Bakelite and chrome handles from Bakelite Collector on Ebay.com, $100 for 3

These are the most expensive of the lot, as they’re made of Bakelite (see here to learn more about the world’s first plastic). I just love this rich cornflower blue color and think it could jazz up even the simplest wooden dresser.


Clear glass handles from Lakeway Candles on Etsy.com, $30 for 6

Clear glass is another great option, lending sophistication without feeling too vintage theme-y. They’re great for the grown ups too, and at $30 for 6, it’s almost like they’re paying you to take them. Apparently, the folks at Lakeway Candles have just liquidated an antique shop and they’re passing the savings onto us.

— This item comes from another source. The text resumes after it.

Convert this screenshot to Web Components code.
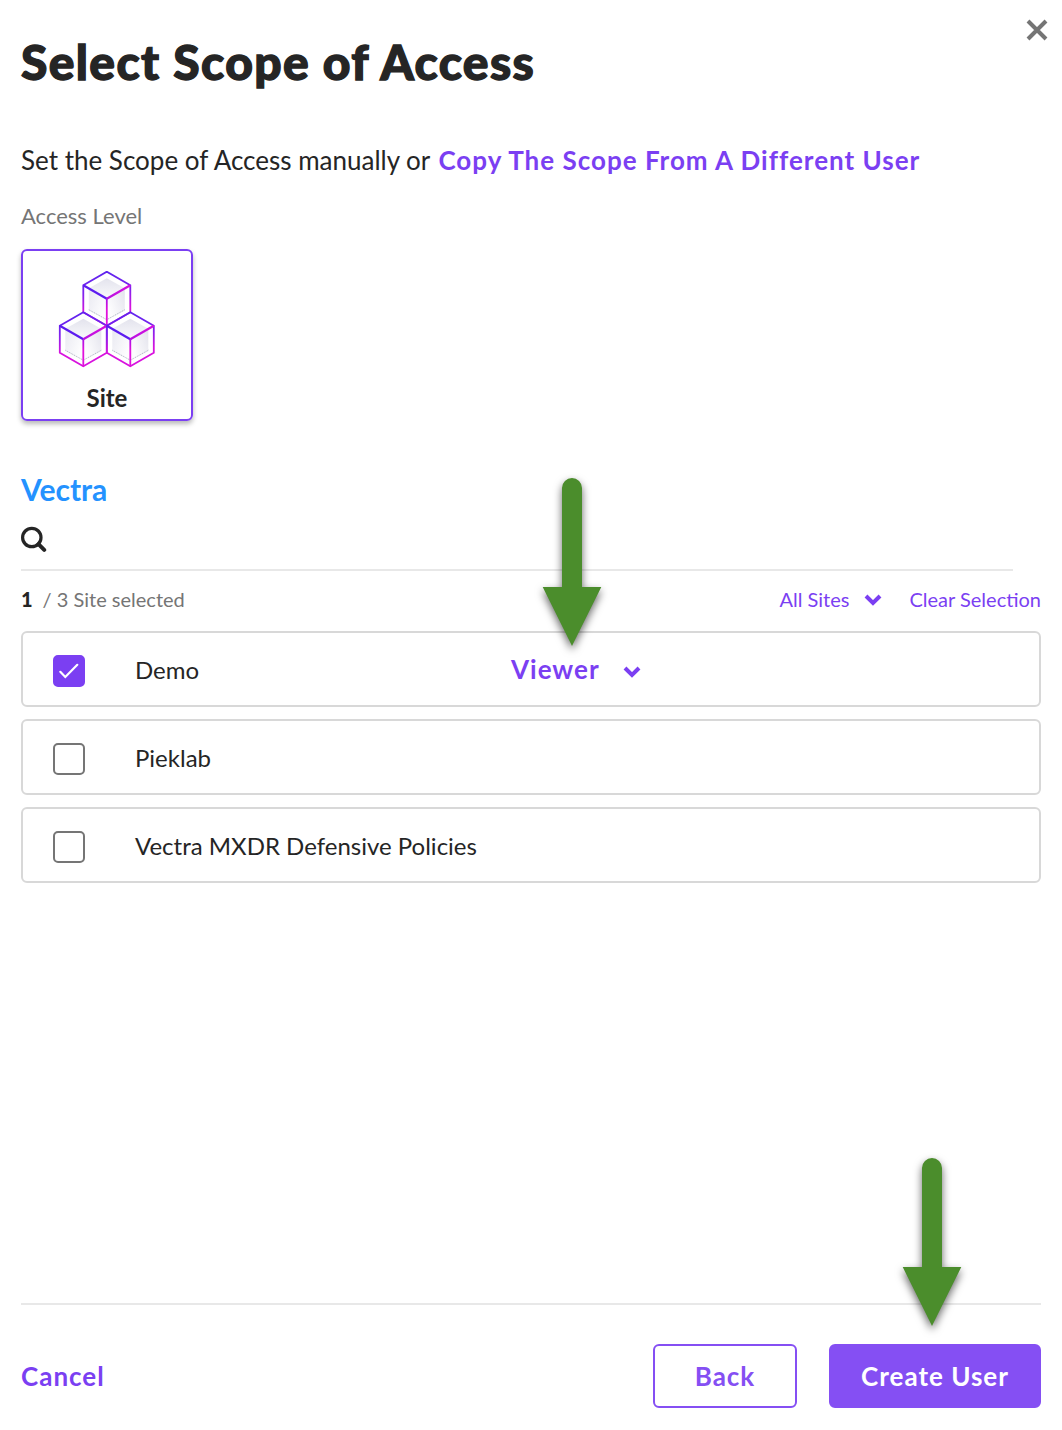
<!DOCTYPE html>
<html lang="en">
<head>
<meta charset="utf-8">
<title>Select Scope of Access</title>
<style>
  html, body {
    margin: 0;
    padding: 0;
  }
  body {
    background: #fff;
    color: #252525;
    font-family: Lato, 'Liberation Sans', sans-serif;
    --purple: #7b3ff2;
    --purple-button: #854ff3;
    --grey: #757575;
    --line: #e8e8e8;
  }
</style>
</head>
<body>
<scope-dialog heading="Select Scope of Access">
  <scope-intro>Set the Scope of Access manually or <link-button slot="action">Copy The Scope From A Different User</link-button></scope-intro>
  <access-level label="Access Level">
    <level-card>Site</level-card>
  </access-level>
  <site-search account="Vectra"></site-search>
  <selection-bar selected="1" total="/ 3 Site selected"></selection-bar>
  <site-list>
    <site-row checked role-name="Viewer">Demo</site-row>
    <site-row>Pieklab</site-row>
    <site-row>Vectra MXDR Defensive Policies</site-row>
  </site-list>
  <link-button slot="cancel">Cancel</link-button>
  <action-button slot="actions">Back</action-button>
  <action-button slot="actions" primary>Create User</action-button>
</scope-dialog>
<pointer-arrow style="left: 531px; top: 466px"></pointer-arrow>
<pointer-arrow style="left: 891px; top: 1146px"></pointer-arrow>

<script>
class BaseElement extends HTMLElement {
    connectedCallback() {
        if (this.shadowRoot) return;
        this.attachShadow({ mode: 'open' }).innerHTML = this.render();
    }
}

class ScopeDialog extends BaseElement {
    render() {
        return `
          <style>
            :host {
              display: flex;
              flex-direction: column;
              height: 1430px;
              padding: 0 21px 22px;
              box-sizing: border-box;
            }
            header {
              display: flex;
              justify-content: space-between;
              align-items: flex-start;
              margin-right: -7px;
              height: 144px;
            }
            h1 {
              margin: 32px 0 0;
              font-size: 48px;
              font-weight: 900;
              line-height: 60px;
              letter-spacing: 1.35px;
              white-space: nowrap;
              -webkit-text-stroke: 1.3px #252525;
            }
            .close {
              margin-top: 19px;
            }
            footer {
              display: flex;
              align-items: center;
              gap: 32px;
              margin-top: auto;
              padding-top: 39px;
              border-top: 2px solid var(--line);
            }
            .spacer {
              flex: 1;
            }
          </style>
          <header>
            <h1>${this.getAttribute('heading')}</h1>
            <svg class="close" width="22" height="22" viewBox="0 0 22 22">
              <path d="M2 2 20 20M20 2 2 20" fill="none" stroke="#757575" stroke-width="4"/>
            </svg>
          </header>
          <slot></slot>
          <footer>
            <slot name="cancel"></slot>
            <span class="spacer"></span>
            <slot name="actions"></slot>
          </footer>
        `;
    }
}

class ScopeIntro extends BaseElement {
    render() {
        return `
          <style>
            :host {
              display: block;
              font-size: 26px;
              line-height: 32px;
              white-space: nowrap;
            }
            ::slotted(link-button) {
              margin-left: 2px;
            }
          </style>
          <slot></slot><slot name="action"></slot>
        `;
    }
}

class LinkButton extends BaseElement {
    render() {
        return `
          <style>
            :host {
              display: inline-block;
              color: var(--purple);
              font-size: 26px;
              font-weight: 700;
              line-height: 32px;
              letter-spacing: 1px;
              cursor: pointer;
            }
          </style>
          <slot></slot>
        `;
    }
}

class ActionButton extends BaseElement {
    render() {
        return `
          <style>
            :host {
              display: block;
              box-sizing: border-box;
              height: 64px;
              min-width: 144px;
              padding: 0 29px;
              border: 2px solid var(--purple-button);
              border-radius: 6px;
              color: var(--purple-button);
              font-size: 26px;
              font-weight: 700;
              line-height: 60px;
              letter-spacing: 1px;
              text-align: center;
              cursor: pointer;
            }
            :host([primary]) {
              min-width: 212px;
              background: var(--purple-button);
              color: #fff;
            }
          </style>
          <slot></slot>
        `;
    }
}

class AccessLevel extends BaseElement {
    render() {
        return `
          <style>
            :host {
              display: block;
              margin-top: 26px;
            }
            label {
              display: block;
              margin-bottom: 19px;
              color: var(--grey);
              font-size: 22px;
              line-height: 28px;
            }
          </style>
          <label>${this.getAttribute('label')}</label>
          <slot></slot>
        `;
    }
}

class LevelCard extends BaseElement {
    // one isometric cube whose top vertex is at (x, y)
    cube(x, y) {
        return `
          <g transform="translate(${x} ${y})">
            <path d="M0 6.5 18 16.5 0 27-18 16.5Z" fill="url(#top)"/>
            <path d="M-18 16.5 0 27V49L-18 39Z" fill="url(#left)"/>
            <path d="M18 16.5 0 27V49L18 39Z" fill="url(#right)"/>
            <path d="M-18 38 0 48 18 38" fill="none" stroke="#b4bac6" stroke-width="1" stroke-dasharray="1.2 .8"/>
            <path d="M-23.5 40.5V13.5L0 0 23.5 13.5V40.5L0 54Z" fill="none" stroke="url(#edge)" stroke-width="1.8"/>
            <path d="M-23.5 13.5 0 27" stroke="#5d1cf0" stroke-width="2.2"/>
            <path d="M0 27 23.5 13.5" stroke="url(#across)" stroke-width="2.2"/>
            <path d="M-.9 27H.9V54H-.9Z" fill="url(#down)"/>
          </g>
        `;
    }
    render() {
        return `
          <style>
            :host {
              display: flex;
              flex-direction: column;
              align-items: center;
              box-sizing: border-box;
              width: 172px;
              height: 172px;
              padding-top: 20px;
              border: 2px solid var(--purple);
              border-radius: 6px;
              box-shadow: 0 3px 5px rgba(0, 0, 0, .28);
              font-size: 24px;
              font-weight: 700;
              line-height: 30px;
            }
            svg {
              margin-bottom: 12px;
            }
          </style>
          <svg width="100" height="100" viewBox="0 0 100 100">
            <defs>
              <linearGradient id="edge" x1="0" y1="0" x2=".1" y2="1">
                <stop offset="0" stop-color="#5a24ee"/>
                <stop offset=".4" stop-color="#7d22ee"/>
                <stop offset=".75" stop-color="#d812de"/>
              </linearGradient>
              <linearGradient id="across">
                <stop offset="0" stop-color="#b812e2"/>
                <stop offset="1" stop-color="#d80fdc"/>
              </linearGradient>
              <linearGradient id="down" x1="0" y1="0" x2="0" y2="1">
                <stop offset="0" stop-color="#a812e6"/>
                <stop offset=".4" stop-color="#e010dc"/>
              </linearGradient>
              <linearGradient id="top" x1="0" y1="0" x2="0" y2="1">
                <stop offset="0" stop-color="#e3e3ed"/>
                <stop offset="1" stop-color="#fafafc"/>
              </linearGradient>
              <linearGradient id="left" x1="0" y1="0" x2=".9" y2=".6">
                <stop offset="0" stop-color="#e9e9f1"/>
                <stop offset="1" stop-color="#fdfdfe"/>
              </linearGradient>
              <linearGradient id="right" x1="1" y1="0" x2=".1" y2=".6">
                <stop offset="0" stop-color="#e3e3ec"/>
                <stop offset="1" stop-color="#fdfdfe"/>
              </linearGradient>
            </defs>
            ${this.cube(49.8, .7)}
            ${this.cube(26.3, 41.2)}
            ${this.cube(73.3, 41.2)}
          </svg>
          <slot></slot>
        `;
    }
}

class SiteSearch extends BaseElement {
    render() {
        return `
          <style>
            :host {
              display: block;
              margin-top: 50px;
            }
            h2 {
              margin: 0;
              color: #2492ff;
              font-size: 30px;
              font-weight: 700;
              line-height: 36px;
            }
            .field {
              display: flex;
              align-items: flex-start;
              box-sizing: border-box;
              width: 992px;
              height: 64px;
              padding-top: 19px;
              border-bottom: 2px solid var(--line);
            }
          </style>
          <h2>${this.getAttribute('account')}</h2>
          <div class="field">
            <svg width="26" height="27" viewBox="0 0 26 27">
              <circle cx="10.8" cy="11.5" r="9.2" fill="none" stroke="#252525" stroke-width="3.2"/>
              <path d="M17.5 18.2 23.2 23.9" stroke="#252525" stroke-width="4" stroke-linecap="round"/>
            </svg>
          </div>
        `;
    }
}

class ChevronIcon extends BaseElement {
    render() {
        return `
          <style>
            :host {
              display: block;
              width: 18px;
              height: 12px;
            }
            svg {
              display: block;
            }
          </style>
          <svg width="18" height="12" viewBox="0 0 18 12">
            <path d="M2 2 9 9 16 2" fill="none" stroke="#7b3ff2" stroke-width="4"/>
          </svg>
        `;
    }
}

class SelectionBar extends BaseElement {
    render() {
        return `
          <style>
            :host {
              display: flex;
              margin-top: 16px;
              color: var(--purple);
              font-size: 20px;
              line-height: 24px;
            }
            b {
              margin-right: 10px;
              color: #252525;
              font-weight: 900;
            }
            .total {
              flex: 1;
              color: var(--grey);
            }
            chevron-icon {
              margin: 7px 27px 0 15px;
            }
          </style>
          <b>${this.getAttribute('selected')}</b>
          <span class="total">${this.getAttribute('total')}</span>
          <span>All Sites</span>
          <chevron-icon></chevron-icon>
          <span>Clear Selection</span>
        `;
    }
}

class SiteList extends BaseElement {
    render() {
        return `
          <style>
            :host {
              display: flex;
              flex-direction: column;
              gap: 12px;
              margin-top: 20px;
            }
          </style>
          <slot></slot>
        `;
    }
}

class SiteRow extends BaseElement {
    render() {
        const role = this.getAttribute('role-name');
        const tick = this.hasAttribute('checked')
            ? '<svg width="28" height="28" viewBox="0 0 28 28"><path d="M5.3 14.8 10.3 20 22.3 7.8" fill="none" stroke="#fff" stroke-width="2.2" stroke-linecap="round"/></svg>'
            : '';
        return `
          <style>
            :host {
              display: grid;
              grid-template-columns: 82px 376px 1fr;
              align-items: start;
              box-sizing: border-box;
              height: 76px;
              padding: 22px 30px 0;
              border: 2px solid #d8d8d8;
              border-radius: 6px;
              font-size: 24px;
              line-height: 30px;
            }
            .box {
              box-sizing: border-box;
              width: 32px;
              height: 32px;
              border: 2px solid var(--grey);
              border-radius: 5px;
            }
            :host([checked]) .box {
              border-color: var(--purple);
              background: var(--purple);
            }
            .box svg {
              display: block;
            }
            .role {
              display: flex;
              align-items: center;
              gap: 23px;
              margin-top: -2px;
            }
            chevron-icon {
              margin-top: 6px;
            }
          </style>
          <div class="box">${tick}</div>
          <span><slot></slot></span>
          ${role ? `<div class="role"><link-button>${role}</link-button><chevron-icon></chevron-icon></div>` : ''}
        `;
    }
}

class PointerArrow extends BaseElement {
    render() {
        return `
          <style>
            :host {
              position: absolute;
              width: 82px;
              height: 196px;
              pointer-events: none;
            }
            svg {
              display: block;
              filter: drop-shadow(0 4px 4px rgba(0, 0, 0, .6));
            }
          </style>
          <svg width="82" height="196" viewBox="0 0 82 196">
            <path d="M31 22A10 10 0 0 1 51 22V121H70.3L41 180 11.7 121H31Z" fill="#4b8d2c"/>
          </svg>
        `;
    }
}

customElements.define('scope-dialog', ScopeDialog);
customElements.define('scope-intro', ScopeIntro);
customElements.define('link-button', LinkButton);
customElements.define('action-button', ActionButton);
customElements.define('access-level', AccessLevel);
customElements.define('level-card', LevelCard);
customElements.define('site-search', SiteSearch);
customElements.define('chevron-icon', ChevronIcon);
customElements.define('selection-bar', SelectionBar);
customElements.define('site-list', SiteList);
customElements.define('site-row', SiteRow);
customElements.define('pointer-arrow', PointerArrow);
</script>
</body>
</html>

I especially gravitated towards the Gemstone collection (at top) on the Knobs & Pulls website. Like many kids, I used to collect shiny rocks and geodes. Remember those rock tumblers promising to turn ordinary pebbles into treasures? These malachite handles remind me of my childhood. $20 each is a bit steep, but think of it as an investment in science. Agate. Dolomite. Citrine. Repeat.


Knot collection drawer knobs from Rocky Mountain Decor, $18 each

But these are my favorites. Imagine these in a room filled with super hero memorabilia and action figures. Plus, think of the stories you can tell your kids about Dad’s special powers – having transformed ordinary drawer pulls into steel knots whilst they were asleep.